Thus far Chrysostom: whose former opinion Ambrose follows (book 3 of the commentary on Luke), and Theodoret (question 94 on Genesis); but the latter assertion of the same [Chrysostom] Jerome embraces (in the Hebrew Questions), and St. Augustine — who, meeting the reasons adduced for Chrysostom’s first assertion, says, in book 22 against Faustus, that not all the deeds of men are to be approved by us,4 [even those] from which certain good things, according to the dispensation of divine providence, either follow or are signified. For divine providence, everywhere preserving its own goodness, and drawing good as much from the evil as from the good works of men, willed — from the lust of Judah, who, overcome by concupiscence, went in to Tamar — not only to effect something of good, but to signify prophetically certain future goods. For to signify certain goods, it matters nothing whether those deeds, by which they are signified, be good or evil. Aloysius [Ludovico], Bishop of Verona, in the Catena of explanations on Genesis, says: “Judah is not to be excused from the sin of fornication, nor is the fornication to be approved, as [that] of an unmarried man with an unmarried woman: for he sinned in manifold ways — and in others, by lying, by betrayal, and by hatred.Rabbi Simeon [bar Yohai], in the commentaries on the Pentateuch which bear the title Zohar, frees her from all crime, because she did this not for the sake of satisfying lust, but by a certain pious instinct — namely, that she might conceive from Judah the awaited Messiah.

Footnotes

  1. Left margin: Whether Tamar, in lying with Judah, perpetrated a crime. (Num Thamar Iudae congrediens perpetrauit scelus.)

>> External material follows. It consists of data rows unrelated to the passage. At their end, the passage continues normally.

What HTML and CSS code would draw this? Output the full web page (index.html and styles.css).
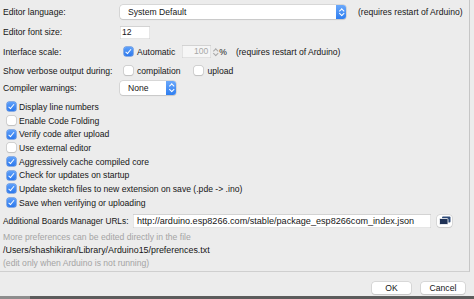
FILE: index.html
```html
<!DOCTYPE html>
<html lang="en">
<head>
    <meta charset="UTF-8">
    <title>Preferences</title>
    <link rel="stylesheet" href="styles.css">
</head>
<body>
    <div class="window">
        <div class="panel">
            <!-- editor settings -->
            <div class="row row-lang">
                <span class="label">Editor language:</span>
                <div class="select select-lang">
                    <span class="select-text">System Default</span>
                    <span class="stepper"></span>
                </div>
                <span class="note">(requires restart of Arduino)</span>
            </div>
            <div class="row row-font">
                <span class="label">Editor font size:</span>
                <span class="field field-font">12</span>
            </div>
            <div class="row row-scale">
                <span class="label">Interface scale:</span>
                <span class="check on"></span>
                <span class="opt">Automatic</span>
                <span class="field field-scale">100</span>
                <span class="spin"></span>
                <span class="pct">%</span>
                <span class="note">(requires restart of Arduino)</span>
            </div>
            <div class="row row-verbose">
                <span class="label">Show verbose output during:</span>
                <span class="check"></span>
                <span class="opt">compilation</span>
                <span class="check check-upload"></span>
                <span class="opt">upload</span>
            </div>
            <div class="row row-warn">
                <span class="label">Compiler warnings:</span>
                <div class="select select-warn">
                    <span class="select-text">None</span>
                    <span class="stepper"></span>
                </div>
            </div>

            <!-- checkbox list -->
            <ul class="checks">
                <li><span class="check on"></span>Display line numbers</li>
                <li><span class="check"></span>Enable Code Folding</li>
                <li><span class="check on"></span>Verify code after upload</li>
                <li><span class="check"></span>Use external editor</li>
                <li><span class="check on"></span>Aggressively cache compiled core</li>
                <li><span class="check on"></span>Check for updates on startup</li>
                <li><span class="check on"></span>Update sketch files to new extension on save (.pde -&gt; .ino)</li>
                <li><span class="check on"></span>Save when verifying or uploading</li>
            </ul>

            <div class="row row-urls">
                <span class="label label-urls">Additional Boards Manager URLs:</span>
                <span class="field field-urls">http://arduino.esp8266.com/stable/package_esp8266com_index.json</span>
                <span class="expand">
                    <svg width="12" height="9" viewBox="0 0 12 9">
                        <rect x="3" y="0.5" width="8.5" height="6" rx="1" fill="#2e4a78"/>
                        <rect x="0.5" y="2.5" width="8.5" height="6" rx="1" fill="#1f3256" stroke="#fff" stroke-width="0.8"/>
                    </svg>
                </span>
            </div>

            <p class="info info-first muted">More preferences can be edited directly in the file</p>
            <p class="info info-path">/Users/shashikiran/Library/Arduino15/preferences.txt</p>
            <p class="info muted">(edit only when Arduino is not running)</p>
        </div>

        <div class="buttons">
            <span class="btn btn-ok">OK</span>
            <span class="btn btn-cancel">Cancel</span>
        </div>
    </div>
    <div class="dock"></div>
</body>
</html>
```

FILE: styles.css
```css
body {
    margin: 0;
    background-color: #ececec;
    font-family: 'Liberation Sans', Arial, sans-serif;
    font-size: 8.6px;
    color: #161616;
    width: 474px;
    height: 299px;
    overflow: hidden;
}

.window {
    height: 296px;
    display: flex;
    flex-direction: column;
}

.panel {
    width: 470px;
    height: 272px;
    box-sizing: border-box;
    border-right: 1px solid #c6c6c6;
    border-bottom: 1px solid #cfcfcf;
    padding: 2px 0 0 3px;
}

.row {
    display: flex;
    align-items: center;
    height: 20px;
}

.row-scale,
.row-verbose {
    height: 19px;
}

.row-warn {
    height: 15px;
}

.label {
    width: 117px;
    flex-shrink: 0;
}

.select {
    display: flex;
    align-items: center;
    height: 14px;
    box-sizing: border-box;
    background: #fff;
    border-radius: 3px;
    box-shadow: 0 0 0 0.5px #c2c2c2, 0 1px 1px rgba(0, 0, 0, 0.12);
}

.select-text {
    flex: 1;
    padding-left: 8px;
}

.select-lang {
    width: 226px;
}

.select-warn {
    width: 56px;
}

.stepper {
    width: 10px;
    height: 14px;
    border-radius: 0 3px 3px 0;
    background: linear-gradient(#6aa8fb, #2f7ef0);
    position: relative;
}

/* up/down chevrons */
.stepper::before,
.stepper::after,
.spin::before,
.spin::after {
    content: '';
    position: absolute;
    left: 3.5px;
    width: 2.5px;
    height: 2.5px;
    border-left: 1px solid #fff;
    border-top: 1px solid #fff;
}

.stepper::before {
    top: 3.5px;
    transform: rotate(45deg);
}

.stepper::after {
    top: 7px;
    transform: rotate(-135deg);
}

.note {
    margin-left: 12px;
}

.field {
    background: #fff;
    box-sizing: border-box;
    height: 13px;
    line-height: 13px;
    box-shadow: inset 0 0 0 0.5px #cdcdcd, inset 0 1px 0 #d8d8d8;
    padding-left: 2px;
}

.field-font {
    width: 30px;
}

.field-scale {
    width: 29px;
    margin-left: 7px;
    text-align: right;
    padding-right: 3px;
    color: #a8a8a8;
    background: #f6f6f6;
}

.spin {
    position: relative;
    width: 7px;
    height: 12px;
    margin-left: 1px;
}

.spin::before,
.spin::after {
    left: 2px;
    border-color: #a9a9a9;
}

.spin::before {
    top: 3px;
    transform: rotate(45deg);
}

.spin::after {
    top: 6.5px;
    transform: rotate(-135deg);
}

.row-scale .note {
    margin-left: 9px;
}

.check {
    display: inline-block;
    width: 9px;
    height: 9px;
    box-sizing: border-box;
    background: #fff;
    border-radius: 2px;
    box-shadow: 0 0 0 0.5px #b9b9b9, 0 0.5px 1px rgba(0, 0, 0, 0.15);
    position: relative;
    flex-shrink: 0;
}

.check.on {
    background: linear-gradient(#5ea0fa, #2c78ec);
    box-shadow: 0 0 0 0.5px #2a6fd8;
}

.check.on::after {
    content: '';
    position: absolute;
    left: 2.8px;
    top: 0.8px;
    width: 2px;
    height: 4.5px;
    border-right: 1.4px solid #fff;
    border-bottom: 1.4px solid #fff;
    transform: rotate(40deg);
}

.row .check {
    margin-left: 4px;
}

.opt {
    margin-left: 4px;
}

.row .check-upload {
    margin-left: 14px;
}

.checks {
    list-style: none;
    margin: 5px 0 0 0;
    padding: 0 0 0 4px;
}

.checks li {
    display: flex;
    align-items: center;
    height: 13.7px;
}

.checks .check {
    margin-right: 3px;
}

.row-urls {
    margin-top: 3px;
    height: 16px;
}

.label-urls {
    width: 130px;
    font-size: 8.3px;
}

.field-urls {
    width: 298px;
    height: 14px;
    line-height: 14px;
    padding-left: 4px;
    font-size: 9.1px;
    white-space: nowrap;
    overflow: hidden;
}

.expand {
    margin-left: 6px;
    width: 15px;
    height: 12px;
    background: #fff;
    border-radius: 3px;
    box-shadow: 0 0 0 0.5px #c4c4c4, 0 1px 1px rgba(0, 0, 0, 0.1);
    display: flex;
    align-items: center;
    justify-content: center;
}

.info {
    margin: 0;
    height: 13px;
    line-height: 13px;
    white-space: nowrap;
}

.info-first {
    margin-top: 2px;
}

.info-path {
    font-size: 8.9px;
}

.muted {
    color: #a4a4a4;
}

.buttons {
    display: flex;
    justify-content: flex-end;
    gap: 10px;
    padding: 10px 9px 0 0;
}

.btn {
    height: 12px;
    line-height: 12px;
    background: #fff;
    border-radius: 3px;
    box-shadow: 0 0 0 0.5px #c4c4c4, 0 1px 1px rgba(0, 0, 0, 0.15);
    text-align: center;
}

.btn-ok {
    width: 39px;
}

.btn-cancel {
    width: 44px;
}

.dock {
    height: 3px;
    background: linear-gradient(90deg, #8d8d8d 0, #8d8d8d 30px, #5c5c5c 30px);
}
```
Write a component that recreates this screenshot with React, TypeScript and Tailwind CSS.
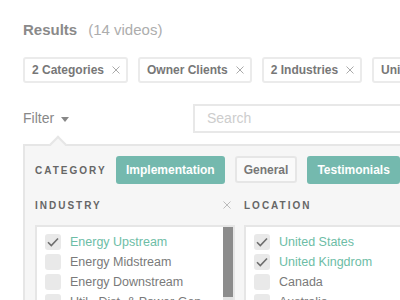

  2. Left margin: Matthew 1:3, 5. (Matth. 1, 3, 5.)

  3. Left margin: Christ, who was to extinguish our reproaches, deigned to have sinners as ancestors. (Christus qui extincturus nostra opprobria, progenitores peccatores habere dignatus est.)

  4. Right margin: Not all the deeds of men — even those from which good things follow or are signified — are to be approved by us. (Non omnia hominum facta, etiam ex quibus bona aut sequuntur, aut significantur, sunt à nobis comprobanda.)